На моей памяти состоялись по меньшей мере три попытки реанимировать Островского как героя массового сознания. Первая — фильм Николая Мащенко «Как закалялась сталь» 1973 года; сегодня о той картине помнят главным образом, что там дебютировал Владимир Конкин, да еще песня была хорошая на стихи Роберта Рождественского — «Ты только не взорвись на полдороге, товарищ Сердце…» На самом деле песня восходит к опыту святого Франциска Ассизского, который даже собственное тело называл «братец тело», а уж к волку и подавно обращался «братец волк»; жизнь и смерть он называл своими сестрицами. Корчагин в трактовке Мащенко и Конкина был как бы таким святым, только советским, — так что вместо обращения «братец» у него было «товарищ»: товарищ тело, товарищ песня, товарищ жизнь. Это вполне соответствовало агиографической стилистике фильма: Корчагин был сделан героем-мучеником, героем-жертвой, все его боевые и трудовые подвиги обрели поэтический ореол в лучших традициях студии Довженко. Не было и речи о том, чтобы такому Корчагину подражать. На него можно было только молиться.

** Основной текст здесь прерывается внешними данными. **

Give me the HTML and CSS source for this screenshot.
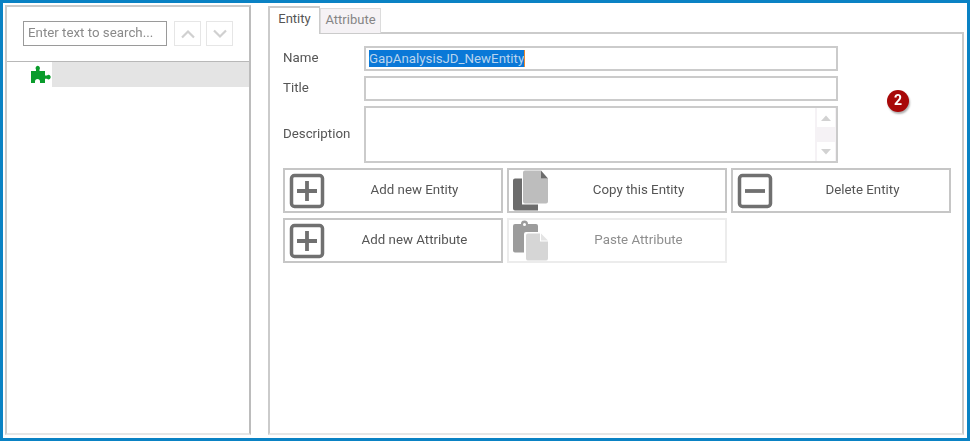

Вторую — и, кажется, более успешную, потому что более честную интеллектуально — попытку реанимации Корчагина предпринял Лев Аннинский, в принципе неспособный написать неинтересно даже о самой слабой книге (а «Как закалялась сталь» — книга сильная). Он поставил себе задачу счистить с этого романа слизь славословий, патину времени и плесень штампов — то есть, по собственному его признанию, написать о Корчагине так, словно до сих пор о нем никто не брался писать вообще. У него получилось: лучшие учителя литературы рекомендовали эту книгу учащимся как единственное пристойное пособие.